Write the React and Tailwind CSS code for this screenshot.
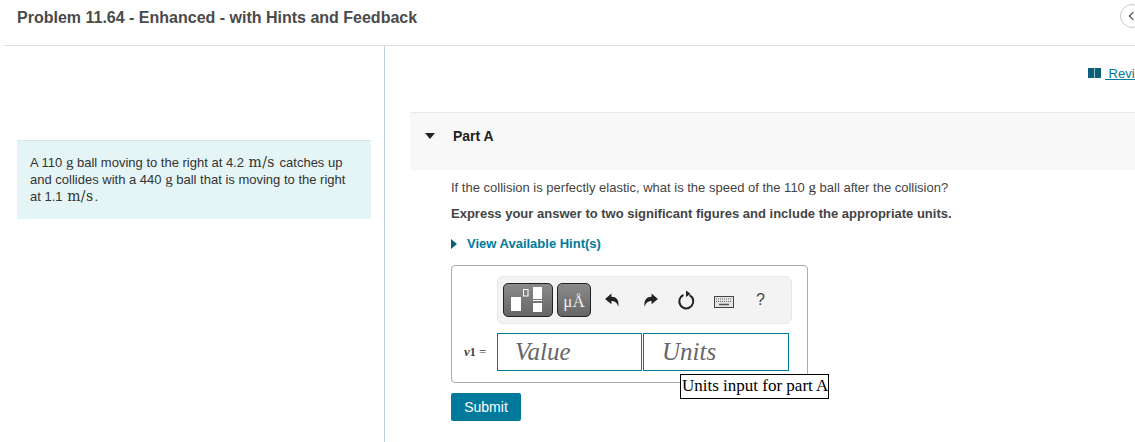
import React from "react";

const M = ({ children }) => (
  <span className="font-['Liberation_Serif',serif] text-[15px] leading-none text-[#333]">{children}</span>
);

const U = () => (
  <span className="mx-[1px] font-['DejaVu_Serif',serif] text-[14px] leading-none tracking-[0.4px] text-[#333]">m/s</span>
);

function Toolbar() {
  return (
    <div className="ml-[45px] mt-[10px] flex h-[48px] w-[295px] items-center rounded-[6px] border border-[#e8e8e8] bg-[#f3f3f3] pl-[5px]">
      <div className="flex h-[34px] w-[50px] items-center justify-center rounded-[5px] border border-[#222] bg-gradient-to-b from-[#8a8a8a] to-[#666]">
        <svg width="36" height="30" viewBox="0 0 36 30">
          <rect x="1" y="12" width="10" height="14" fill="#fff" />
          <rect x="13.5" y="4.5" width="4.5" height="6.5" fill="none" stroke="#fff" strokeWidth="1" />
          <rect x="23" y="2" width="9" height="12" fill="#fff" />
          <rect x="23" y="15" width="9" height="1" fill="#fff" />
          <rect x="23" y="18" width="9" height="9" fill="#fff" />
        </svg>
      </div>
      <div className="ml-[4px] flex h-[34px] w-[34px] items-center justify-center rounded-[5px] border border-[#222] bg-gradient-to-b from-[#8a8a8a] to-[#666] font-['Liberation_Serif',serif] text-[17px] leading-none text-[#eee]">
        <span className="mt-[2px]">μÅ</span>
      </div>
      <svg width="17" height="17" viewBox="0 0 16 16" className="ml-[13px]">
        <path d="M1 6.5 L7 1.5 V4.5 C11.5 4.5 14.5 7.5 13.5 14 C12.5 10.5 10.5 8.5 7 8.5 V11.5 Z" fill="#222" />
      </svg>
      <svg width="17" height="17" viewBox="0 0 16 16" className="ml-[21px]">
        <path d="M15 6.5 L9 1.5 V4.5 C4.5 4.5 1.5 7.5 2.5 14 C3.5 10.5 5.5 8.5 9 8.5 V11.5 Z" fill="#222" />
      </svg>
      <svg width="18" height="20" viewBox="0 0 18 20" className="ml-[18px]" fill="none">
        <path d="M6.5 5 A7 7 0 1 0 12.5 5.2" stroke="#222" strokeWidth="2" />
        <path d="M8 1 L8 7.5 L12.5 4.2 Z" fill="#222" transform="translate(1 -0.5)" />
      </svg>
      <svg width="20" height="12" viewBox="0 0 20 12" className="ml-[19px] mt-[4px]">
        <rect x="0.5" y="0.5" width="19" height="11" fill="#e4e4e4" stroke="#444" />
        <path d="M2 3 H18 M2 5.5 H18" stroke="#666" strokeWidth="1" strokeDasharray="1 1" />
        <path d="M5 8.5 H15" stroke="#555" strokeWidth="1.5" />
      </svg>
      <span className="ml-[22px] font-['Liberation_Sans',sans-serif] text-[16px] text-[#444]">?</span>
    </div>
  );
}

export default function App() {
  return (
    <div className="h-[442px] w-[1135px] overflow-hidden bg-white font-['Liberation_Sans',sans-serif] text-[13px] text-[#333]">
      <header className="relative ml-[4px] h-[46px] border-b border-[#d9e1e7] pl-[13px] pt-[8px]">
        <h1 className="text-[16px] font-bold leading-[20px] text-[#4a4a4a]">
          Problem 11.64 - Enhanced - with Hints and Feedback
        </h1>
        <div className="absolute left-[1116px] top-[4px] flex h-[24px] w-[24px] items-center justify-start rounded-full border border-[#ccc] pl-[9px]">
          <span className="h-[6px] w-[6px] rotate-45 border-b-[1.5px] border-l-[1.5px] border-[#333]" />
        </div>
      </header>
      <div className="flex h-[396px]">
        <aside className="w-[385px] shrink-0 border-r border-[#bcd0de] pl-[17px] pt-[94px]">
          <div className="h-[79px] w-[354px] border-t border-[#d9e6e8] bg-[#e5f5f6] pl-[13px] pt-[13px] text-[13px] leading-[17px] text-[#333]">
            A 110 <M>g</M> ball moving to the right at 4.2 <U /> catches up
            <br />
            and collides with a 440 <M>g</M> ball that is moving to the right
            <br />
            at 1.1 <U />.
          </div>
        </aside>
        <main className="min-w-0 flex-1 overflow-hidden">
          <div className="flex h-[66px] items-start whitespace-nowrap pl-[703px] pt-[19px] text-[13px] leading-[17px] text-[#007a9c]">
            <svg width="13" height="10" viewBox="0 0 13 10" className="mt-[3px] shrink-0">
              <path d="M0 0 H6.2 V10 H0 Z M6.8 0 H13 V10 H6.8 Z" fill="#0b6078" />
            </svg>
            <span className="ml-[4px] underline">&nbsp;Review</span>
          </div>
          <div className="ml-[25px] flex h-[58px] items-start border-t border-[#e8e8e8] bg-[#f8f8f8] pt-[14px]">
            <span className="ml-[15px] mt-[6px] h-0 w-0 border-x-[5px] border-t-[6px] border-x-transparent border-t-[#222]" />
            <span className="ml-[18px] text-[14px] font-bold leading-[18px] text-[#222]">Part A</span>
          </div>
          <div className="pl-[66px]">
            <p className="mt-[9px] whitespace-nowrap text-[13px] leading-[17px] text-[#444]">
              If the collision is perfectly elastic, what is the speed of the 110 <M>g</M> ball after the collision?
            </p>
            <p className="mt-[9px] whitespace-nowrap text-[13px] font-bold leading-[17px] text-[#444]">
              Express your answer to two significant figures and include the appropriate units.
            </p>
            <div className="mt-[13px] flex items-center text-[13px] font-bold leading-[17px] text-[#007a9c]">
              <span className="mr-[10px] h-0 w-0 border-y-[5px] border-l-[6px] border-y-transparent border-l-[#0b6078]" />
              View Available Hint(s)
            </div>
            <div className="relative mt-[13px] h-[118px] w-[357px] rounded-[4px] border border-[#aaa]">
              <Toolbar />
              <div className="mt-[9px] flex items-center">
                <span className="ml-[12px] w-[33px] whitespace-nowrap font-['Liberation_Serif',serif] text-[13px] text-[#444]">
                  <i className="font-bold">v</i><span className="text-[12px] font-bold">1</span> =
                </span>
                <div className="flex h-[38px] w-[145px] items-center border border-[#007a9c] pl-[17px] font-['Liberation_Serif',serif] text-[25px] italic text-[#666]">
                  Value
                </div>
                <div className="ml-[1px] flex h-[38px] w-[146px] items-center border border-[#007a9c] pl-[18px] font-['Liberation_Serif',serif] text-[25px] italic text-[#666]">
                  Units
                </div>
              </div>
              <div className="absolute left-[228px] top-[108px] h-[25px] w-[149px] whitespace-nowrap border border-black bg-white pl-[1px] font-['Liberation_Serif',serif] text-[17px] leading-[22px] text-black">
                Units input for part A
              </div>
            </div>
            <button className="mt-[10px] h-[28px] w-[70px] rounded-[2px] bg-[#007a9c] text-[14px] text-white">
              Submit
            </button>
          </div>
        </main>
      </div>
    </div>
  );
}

════════════════════

To do:
Extract the full listing above verbatim; pictures are to be left out of the copy.

Answer in full:
Write the React and Tailwind CSS code for this screenshot.
import React from "react";

const M = ({ children }) => (
  <span className="font-['Liberation_Serif',serif] text-[15px] leading-none text-[#333]">{children}</span>
);

const U = () => (
  <span className="mx-[1px] font-['DejaVu_Serif',serif] text-[14px] leading-none tracking-[0.4px] text-[#333]">m/s</span>
);

function Toolbar() {
  return (
    <div className="ml-[45px] mt-[10px] flex h-[48px] w-[295px] items-center rounded-[6px] border border-[#e8e8e8] bg-[#f3f3f3] pl-[5px]">
      <div className="flex h-[34px] w-[50px] items-center justify-center rounded-[5px] border border-[#222] bg-gradient-to-b from-[#8a8a8a] to-[#666]">
        <svg width="36" height="30" viewBox="0 0 36 30">
          <rect x="1" y="12" width="10" height="14" fill="#fff" />
          <rect x="13.5" y="4.5" width="4.5" height="6.5" fill="none" stroke="#fff" strokeWidth="1" />
          <rect x="23" y="2" width="9" height="12" fill="#fff" />
          <rect x="23" y="15" width="9" height="1" fill="#fff" />
          <rect x="23" y="18" width="9" height="9" fill="#fff" />
        </svg>
      </div>
      <div className="ml-[4px] flex h-[34px] w-[34px] items-center justify-center rounded-[5px] border border-[#222] bg-gradient-to-b from-[#8a8a8a] to-[#666] font-['Liberation_Serif',serif] text-[17px] leading-none text-[#eee]">
        <span className="mt-[2px]">μÅ</span>
      </div>
      <svg width="17" height="17" viewBox="0 0 16 16" className="ml-[13px]">
        <path d="M1 6.5 L7 1.5 V4.5 C11.5 4.5 14.5 7.5 13.5 14 C12.5 10.5 10.5 8.5 7 8.5 V11.5 Z" fill="#222" />
      </svg>
      <svg width="17" height="17" viewBox="0 0 16 16" className="ml-[21px]">
        <path d="M15 6.5 L9 1.5 V4.5 C4.5 4.5 1.5 7.5 2.5 14 C3.5 10.5 5.5 8.5 9 8.5 V11.5 Z" fill="#222" />
      </svg>
      <svg width="18" height="20" viewBox="0 0 18 20" className="ml-[18px]" fill="none">
        <path d="M6.5 5 A7 7 0 1 0 12.5 5.2" stroke="#222" strokeWidth="2" />
        <path d="M8 1 L8 7.5 L12.5 4.2 Z" fill="#222" transform="translate(1 -0.5)" />
      </svg>
      <svg width="20" height="12" viewBox="0 0 20 12" className="ml-[19px] mt-[4px]">
        <rect x="0.5" y="0.5" width="19" height="11" fill="#e4e4e4" stroke="#444" />
        <path d="M2 3 H18 M2 5.5 H18" stroke="#666" strokeWidth="1" strokeDasharray="1 1" />
        <path d="M5 8.5 H15" stroke="#555" strokeWidth="1.5" />
      </svg>
      <span className="ml-[22px] font-['Liberation_Sans',sans-serif] text-[16px] text-[#444]">?</span>
    </div>
  );
}

export default function App() {
  return (
    <div className="h-[442px] w-[1135px] overflow-hidden bg-white font-['Liberation_Sans',sans-serif] text-[13px] text-[#333]">
      <header className="relative ml-[4px] h-[46px] border-b border-[#d9e1e7] pl-[13px] pt-[8px]">
        <h1 className="text-[16px] font-bold leading-[20px] text-[#4a4a4a]">
          Problem 11.64 - Enhanced - with Hints and Feedback
        </h1>
        <div className="absolute left-[1116px] top-[4px] flex h-[24px] w-[24px] items-center justify-start rounded-full border border-[#ccc] pl-[9px]">
          <span className="h-[6px] w-[6px] rotate-45 border-b-[1.5px] border-l-[1.5px] border-[#333]" />
        </div>
      </header>
      <div className="flex h-[396px]">
        <aside className="w-[385px] shrink-0 border-r border-[#bcd0de] pl-[17px] pt-[94px]">
          <div className="h-[79px] w-[354px] border-t border-[#d9e6e8] bg-[#e5f5f6] pl-[13px] pt-[13px] text-[13px] leading-[17px] text-[#333]">
            A 110 <M>g</M> ball moving to the right at 4.2 <U /> catches up
            <br />
            and collides with a 440 <M>g</M> ball that is moving to the right
            <br />
            at 1.1 <U />.
          </div>
        </aside>
        <main className="min-w-0 flex-1 overflow-hidden">
          <div className="flex h-[66px] items-start whitespace-nowrap pl-[703px] pt-[19px] text-[13px] leading-[17px] text-[#007a9c]">
            <svg width="13" height="10" viewBox="0 0 13 10" className="mt-[3px] shrink-0">
              <path d="M0 0 H6.2 V10 H0 Z M6.8 0 H13 V10 H6.8 Z" fill="#0b6078" />
            </svg>
            <span className="ml-[4px] underline">&nbsp;Review</span>
          </div>
          <div className="ml-[25px] flex h-[58px] items-start border-t border-[#e8e8e8] bg-[#f8f8f8] pt-[14px]">
            <span className="ml-[15px] mt-[6px] h-0 w-0 border-x-[5px] border-t-[6px] border-x-transparent border-t-[#222]" />
            <span className="ml-[18px] text-[14px] font-bold leading-[18px] text-[#222]">Part A</span>
          </div>
          <div className="pl-[66px]">
            <p className="mt-[9px] whitespace-nowrap text-[13px] leading-[17px] text-[#444]">
              If the collision is perfectly elastic, what is the speed of the 110 <M>g</M> ball after the collision?
            </p>
            <p className="mt-[9px] whitespace-nowrap text-[13px] font-bold leading-[17px] text-[#444]">
              Express your answer to two significant figures and include the appropriate units.
            </p>
            <div className="mt-[13px] flex items-center text-[13px] font-bold leading-[17px] text-[#007a9c]">
              <span className="mr-[10px] h-0 w-0 border-y-[5px] border-l-[6px] border-y-transparent border-l-[#0b6078]" />
              View Available Hint(s)
            </div>
            <div className="relative mt-[13px] h-[118px] w-[357px] rounded-[4px] border border-[#aaa]">
              <Toolbar />
              <div className="mt-[9px] flex items-center">
                <span className="ml-[12px] w-[33px] whitespace-nowrap font-['Liberation_Serif',serif] text-[13px] text-[#444]">
                  <i className="font-bold">v</i><span className="text-[12px] font-bold">1</span> =
                </span>
                <div className="flex h-[38px] w-[145px] items-center border border-[#007a9c] pl-[17px] font-['Liberation_Serif',serif] text-[25px] italic text-[#666]">
                  Value
                </div>
                <div className="ml-[1px] flex h-[38px] w-[146px] items-center border border-[#007a9c] pl-[18px] font-['Liberation_Serif',serif] text-[25px] italic text-[#666]">
                  Units
                </div>
              </div>
              <div className="absolute left-[228px] top-[108px] h-[25px] w-[149px] whitespace-nowrap border border-black bg-white pl-[1px] font-['Liberation_Serif',serif] text-[17px] leading-[22px] text-black">
                Units input for part A
              </div>
            </div>
            <button className="mt-[10px] h-[28px] w-[70px] rounded-[2px] bg-[#007a9c] text-[14px] text-white">
              Submit
            </button>
          </div>
        </main>
      </div>
    </div>
  );
}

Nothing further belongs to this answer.